* [BRIEF] Keep the pictures out and restate every record exactly.

....

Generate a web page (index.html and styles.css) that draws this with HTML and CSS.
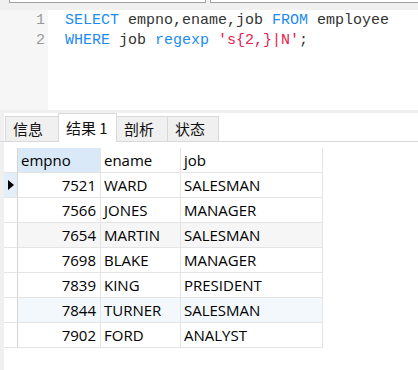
FILE: index.html
```html
<!DOCTYPE html>
<html lang="zh">
<head>
    <meta charset="UTF-8">
    <title>Query</title>
    <link rel="stylesheet" href="styles.css">
</head>
<body>
<div class="top-strip">
    <div class="field field-a"></div>
    <div class="field field-b"></div>
</div>
<div class="editor">
    <div class="gutter">
        <div class="ln">1</div>
        <div class="ln">2</div>
    </div>
    <div class="code">
        <div class="line"><span class="kw">SELECT</span> empno,ename,job <span class="kw">FROM</span> employee</div>
        <div class="line"><span class="kw">WHERE</span> job <span class="kw">regexp</span> <span class="str">'s{2,}|N'</span>;</div>
    </div>
</div>
<div class="splitter"></div>
<div class="lower">
    <div class="tabbar">
        <div class="tab">信息</div>
        <div class="tab tab-active">结果 1</div>
        <div class="tab">剖析</div>
        <div class="tab">状态</div>
    </div>
    <div class="grid">
        <div class="cell ind"></div>
        <div class="cell hd hd-sel">empno</div>
        <div class="cell hd">ename</div>
        <div class="cell hd">job</div>

        <div class="cell ind ind-cur"><svg width="6" height="10" viewBox="0 0 6 10"><path d="M0 0 L6 5 L0 10 Z" fill="#000"/></svg></div>
        <div class="cell num">7521</div>
        <div class="cell">WARD</div>
        <div class="cell">SALESMAN</div>

        <div class="cell ind"></div>
        <div class="cell num">7566</div>
        <div class="cell">JONES</div>
        <div class="cell">MANAGER</div>

        <div class="cell ind"></div>
        <div class="cell num shade">7654</div>
        <div class="cell shade">MARTIN</div>
        <div class="cell shade">SALESMAN</div>

        <div class="cell ind"></div>
        <div class="cell num">7698</div>
        <div class="cell">BLAKE</div>
        <div class="cell">MANAGER</div>

        <div class="cell ind"></div>
        <div class="cell num">7839</div>
        <div class="cell">KING</div>
        <div class="cell">PRESIDENT</div>

        <div class="cell ind"></div>
        <div class="cell num hover">7844</div>
        <div class="cell hover">TURNER</div>
        <div class="cell hover">SALESMAN</div>

        <div class="cell ind"></div>
        <div class="cell num">7902</div>
        <div class="cell">FORD</div>
        <div class="cell">ANALYST</div>
    </div>
</div>
</body>
</html>
```

FILE: styles.css
```css
html,
body {
    margin: 0;
    padding: 0;
    width: 418px;
    height: 370px;
    overflow: hidden;
    background-color: #ffffff;
}
.top-strip {
    display: flex;
    gap: 4px;
    height: 10px;
    padding-left: 9px;
    background-color: #f0f0f0;
    overflow: hidden;
}
.field {
    box-sizing: border-box;
    height: 3px;
    background-color: #ffffff;
    border: 1px solid #a0a0a0;
    border-top: none;
}
.field-a {
    width: 197px;
}
.field-b {
    flex: 1;
    margin-right: -2px;
}
.editor {
    display: flex;
    height: 100px;
    font-family: "Liberation Mono", "DejaVu Sans Mono", monospace;
    font-size: 15px;
    line-height: 20px;
}
.gutter {
    box-sizing: border-box;
    width: 48px;
    padding: 1px 3px 0 0;
    background-color: #f6f6f6;
    color: #9a9a9a;
    text-align: right;
}
.code {
    padding: 1px 0 0 17px;
    color: #333333;
}
.line {
    white-space: pre;
}
.kw {
    color: #1c8cf0;
}
.str {
    color: #e8194f;
}
.splitter {
    height: 3px;
    background-color: #f0f0f0;
}
.lower {
    height: 257px;
    border-left: 4px solid #f0f0f0;
}
.tabbar {
    display: flex;
    align-items: flex-end;
    height: 28px;
    border-bottom: 1px solid #d9d9d9;
    margin-left: -4px;
    padding-left: 5px;
    background: linear-gradient(to right, #f0f0f0 4px, #ffffff 4px);
    font-family: "Noto Sans CJK SC", sans-serif;
    font-size: 15px;
    color: #111111;
}
.tab {
    box-sizing: border-box;
    height: 25px;
    width: 52px;
    padding-left: 7px;
    line-height: 23px;
    background-color: #f0f0f0;
    border: 1px solid #d9d9d9;
    border-bottom: none;
    margin-right: -1px;
}
.tab:first-child {
    width: 54px;
}
.tab-active {
    height: 29px;
    width: 59px;
    line-height: 27px;
    margin-bottom: -1px;
    background-color: #ffffff;
    position: relative;
}
.grid {
    display: grid;
    grid-template-columns: 14px 83px 80px 142px;
    grid-auto-rows: 25px;
    margin-top: 6px;
    font-family: "Open Sans", "Noto Sans CJK SC", sans-serif;
    font-size: 15px;
    color: #000000;
}
.cell {
    box-sizing: border-box;
    display: flex;
    align-items: center;
    padding-left: 3px;
    border-right: 1px solid #e4e4e4;
    border-bottom: 1px solid #e4e4e4;
    white-space: nowrap;
}
.ind {
    padding-left: 4px;
    border-right-color: #d4d4d4;
}
.ind-cur {
    background-color: #e4eef8;
}
.hd-sel {
    background-color: #d9e9f7;
}
.num {
    justify-content: flex-end;
    padding-left: 0;
    padding-right: 4px;
}
.shade {
    background-color: #f6f6f6;
}
.hover {
    background-color: #f3f8fd;
}
```
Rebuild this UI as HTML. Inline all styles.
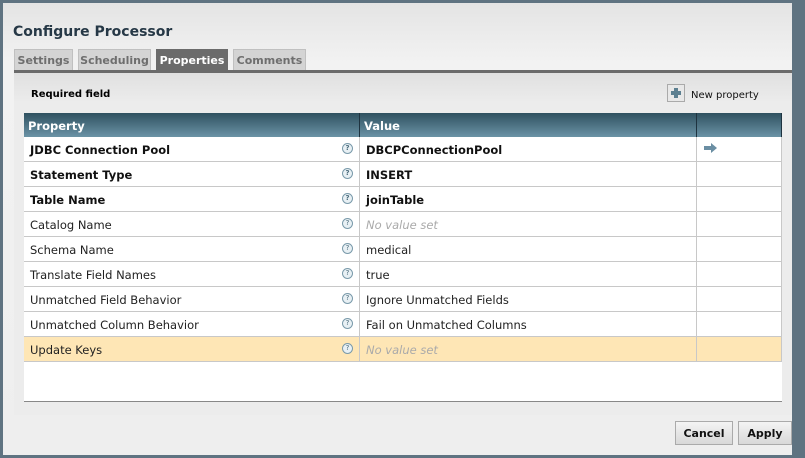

....

* [WRITTEN RESPONSE]
Generate a web page (index.html and styles.css) that draws this with HTML and CSS.
FILE: index.html
```html
<!DOCTYPE html>
<html lang="zh">
<head>
    <meta charset="UTF-8">
    <title>Query</title>
    <link rel="stylesheet" href="styles.css">
</head>
<body>
<div class="top-strip">
    <div class="field field-a"></div>
    <div class="field field-b"></div>
</div>
<div class="editor">
    <div class="gutter">
        <div class="ln">1</div>
        <div class="ln">2</div>
    </div>
    <div class="code">
        <div class="line"><span class="kw">SELECT</span> empno,ename,job <span class="kw">FROM</span> employee</div>
        <div class="line"><span class="kw">WHERE</span> job <span class="kw">regexp</span> <span class="str">'s{2,}|N'</span>;</div>
    </div>
</div>
<div class="splitter"></div>
<div class="lower">
    <div class="tabbar">
        <div class="tab">信息</div>
        <div class="tab tab-active">结果 1</div>
        <div class="tab">剖析</div>
        <div class="tab">状态</div>
    </div>
    <div class="grid">
        <div class="cell ind"></div>
        <div class="cell hd hd-sel">empno</div>
        <div class="cell hd">ename</div>
        <div class="cell hd">job</div>

        <div class="cell ind ind-cur"><svg width="6" height="10" viewBox="0 0 6 10"><path d="M0 0 L6 5 L0 10 Z" fill="#000"/></svg></div>
        <div class="cell num">7521</div>
        <div class="cell">WARD</div>
        <div class="cell">SALESMAN</div>

        <div class="cell ind"></div>
        <div class="cell num">7566</div>
        <div class="cell">JONES</div>
        <div class="cell">MANAGER</div>

        <div class="cell ind"></div>
        <div class="cell num shade">7654</div>
        <div class="cell shade">MARTIN</div>
        <div class="cell shade">SALESMAN</div>

        <div class="cell ind"></div>
        <div class="cell num">7698</div>
        <div class="cell">BLAKE</div>
        <div class="cell">MANAGER</div>

        <div class="cell ind"></div>
        <div class="cell num">7839</div>
        <div class="cell">KING</div>
        <div class="cell">PRESIDENT</div>

        <div class="cell ind"></div>
        <div class="cell num hover">7844</div>
        <div class="cell hover">TURNER</div>
        <div class="cell hover">SALESMAN</div>

        <div class="cell ind"></div>
        <div class="cell num">7902</div>
        <div class="cell">FORD</div>
        <div class="cell">ANALYST</div>
    </div>
</div>
</body>
</html>
```

FILE: styles.css
```css
html,
body {
    margin: 0;
    padding: 0;
    width: 418px;
    height: 370px;
    overflow: hidden;
    background-color: #ffffff;
}
.top-strip {
    display: flex;
    gap: 4px;
    height: 10px;
    padding-left: 9px;
    background-color: #f0f0f0;
    overflow: hidden;
}
.field {
    box-sizing: border-box;
    height: 3px;
    background-color: #ffffff;
    border: 1px solid #a0a0a0;
    border-top: none;
}
.field-a {
    width: 197px;
}
.field-b {
    flex: 1;
    margin-right: -2px;
}
.editor {
    display: flex;
    height: 100px;
    font-family: "Liberation Mono", "DejaVu Sans Mono", monospace;
    font-size: 15px;
    line-height: 20px;
}
.gutter {
    box-sizing: border-box;
    width: 48px;
    padding: 1px 3px 0 0;
    background-color: #f6f6f6;
    color: #9a9a9a;
    text-align: right;
}
.code {
    padding: 1px 0 0 17px;
    color: #333333;
}
.line {
    white-space: pre;
}
.kw {
    color: #1c8cf0;
}
.str {
    color: #e8194f;
}
.splitter {
    height: 3px;
    background-color: #f0f0f0;
}
.lower {
    height: 257px;
    border-left: 4px solid #f0f0f0;
}
.tabbar {
    display: flex;
    align-items: flex-end;
    height: 28px;
    border-bottom: 1px solid #d9d9d9;
    margin-left: -4px;
    padding-left: 5px;
    background: linear-gradient(to right, #f0f0f0 4px, #ffffff 4px);
    font-family: "Noto Sans CJK SC", sans-serif;
    font-size: 15px;
    color: #111111;
}
.tab {
    box-sizing: border-box;
    height: 25px;
    width: 52px;
    padding-left: 7px;
    line-height: 23px;
    background-color: #f0f0f0;
    border: 1px solid #d9d9d9;
    border-bottom: none;
    margin-right: -1px;
}
.tab:first-child {
    width: 54px;
}
.tab-active {
    height: 29px;
    width: 59px;
    line-height: 27px;
    margin-bottom: -1px;
    background-color: #ffffff;
    position: relative;
}
.grid {
    display: grid;
    grid-template-columns: 14px 83px 80px 142px;
    grid-auto-rows: 25px;
    margin-top: 6px;
    font-family: "Open Sans", "Noto Sans CJK SC", sans-serif;
    font-size: 15px;
    color: #000000;
}
.cell {
    box-sizing: border-box;
    display: flex;
    align-items: center;
    padding-left: 3px;
    border-right: 1px solid #e4e4e4;
    border-bottom: 1px solid #e4e4e4;
    white-space: nowrap;
}
.ind {
    padding-left: 4px;
    border-right-color: #d4d4d4;
}
.ind-cur {
    background-color: #e4eef8;
}
.hd-sel {
    background-color: #d9e9f7;
}
.num {
    justify-content: flex-end;
    padding-left: 0;
    padding-right: 4px;
}
.shade {
    background-color: #f6f6f6;
}
.hover {
    background-color: #f3f8fd;
}
```
Rebuild this UI as HTML. Inline all styles.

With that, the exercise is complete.